採用広報のKPIは、候補者の認知から応募に至るまでの各フェーズで設定するのが効果的です。
| フェーズ | KPIの例 | 測定する目的 |
| 認知拡大 | ・オウンドメディアのPV数、UU数 ・SNSのインプレッション数、フォロワー増加数 ・プレスリリースの掲載数 | どれだけ多くの潜在候補者に情報が届いたか |
| 興味関心 | ・記事の読了率、滞在時間 ・SNSのエンゲージメント率(いいね、リツイート、コメント数) ・動画の視聴回数、視聴維持率 | コンテンツが候補者の心に響いているか |
| 応募検討 | ・イベントの参加者数、満足度アンケート結果 ・採用サイトから募集要項ページへの遷移率 ・スカウトメールの開封率、返信率 | 候補者が具体的な行動を起こすきっかけを作れているか |
| 応募 | ・各チャネル経由のエントリー数 ・説明会参加からの応募率 | どのチャネルが応募に最も貢献しているか |
効果測定と改善のポイント
KPIを設定したら、Google Analyticsや各SNSの分析ツールなどを活用して、定期的に数値を計測します。そして、その結果をチームで共有し、以下のような視点で分析と改善を繰り返すことが重要です。
目標達成率の確認
設定したKPIに対して、実績はどうか?乖離がある場合、その原因は何か?
チャネル別の比較
どのチャネルが最も効果的に機能しているか?リソースの配分は適切か?
コンテンツの分析
どのようなコンテンツが高いエンゲージメントを生んでいるか?その要素は何か?
このようなデータに基づいたPDCAサイクルを回し続けることで、採用広報の精度は着実に高まり、成果の最大化へと繋がっていくのです。
まとめ
本記事では、採用広報の基本的な概念から、その重要性、具体的な手法、そして成功のための戦略に至るまで、網羅的に解説してきました。

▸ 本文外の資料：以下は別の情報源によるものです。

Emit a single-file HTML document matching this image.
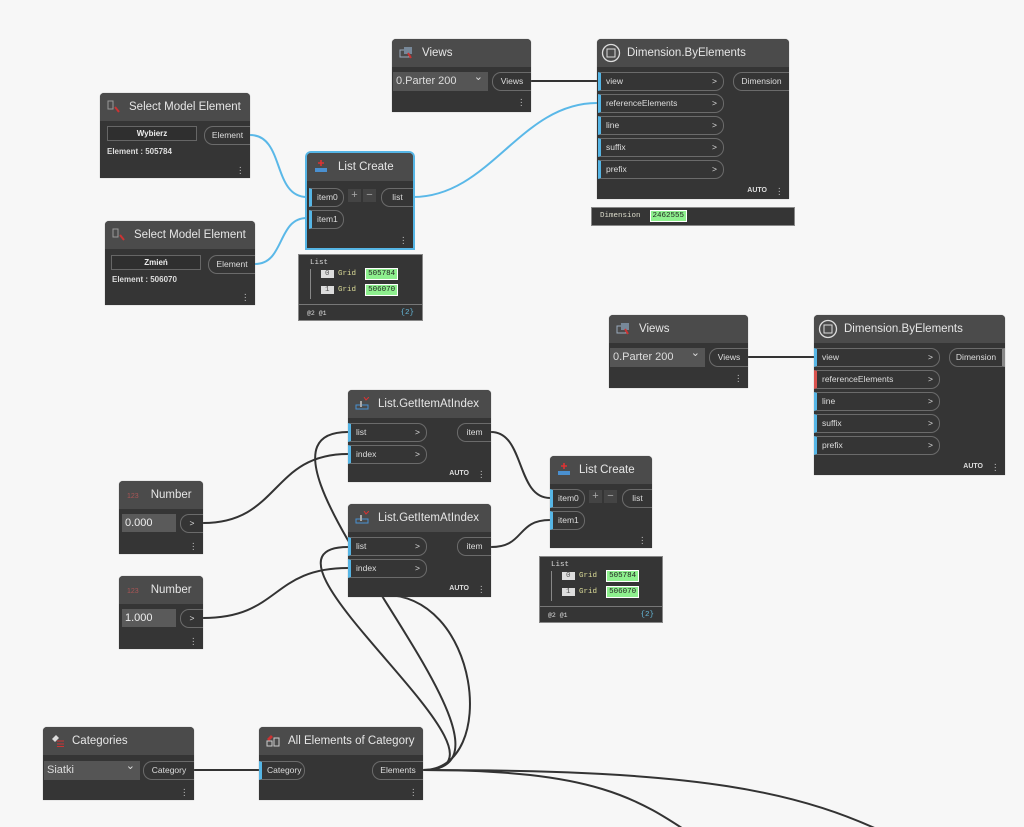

もはや採用広報は、単なる人事部門の一業務ではありません。企業の持続的な成長を支える、経営戦略そのものと言えるでしょう。労働人口が減少し、人材獲得競争が激化する中で、自社の魅力を定義し、それを戦略的に発信していく能力は、企業の未来を左右する重要な競争力となります。
重要なのは、自社のありのままの姿を、誠実に、そして情熱を持って伝え続けることです。今回ご紹介した手法や事例を参考に、ぜひ自社ならではの採用広報を設計し、未来の仲間となる優秀な人材との出会いを創造してください。本記事が、その第一歩を踏み出すための一助となれば幸いです。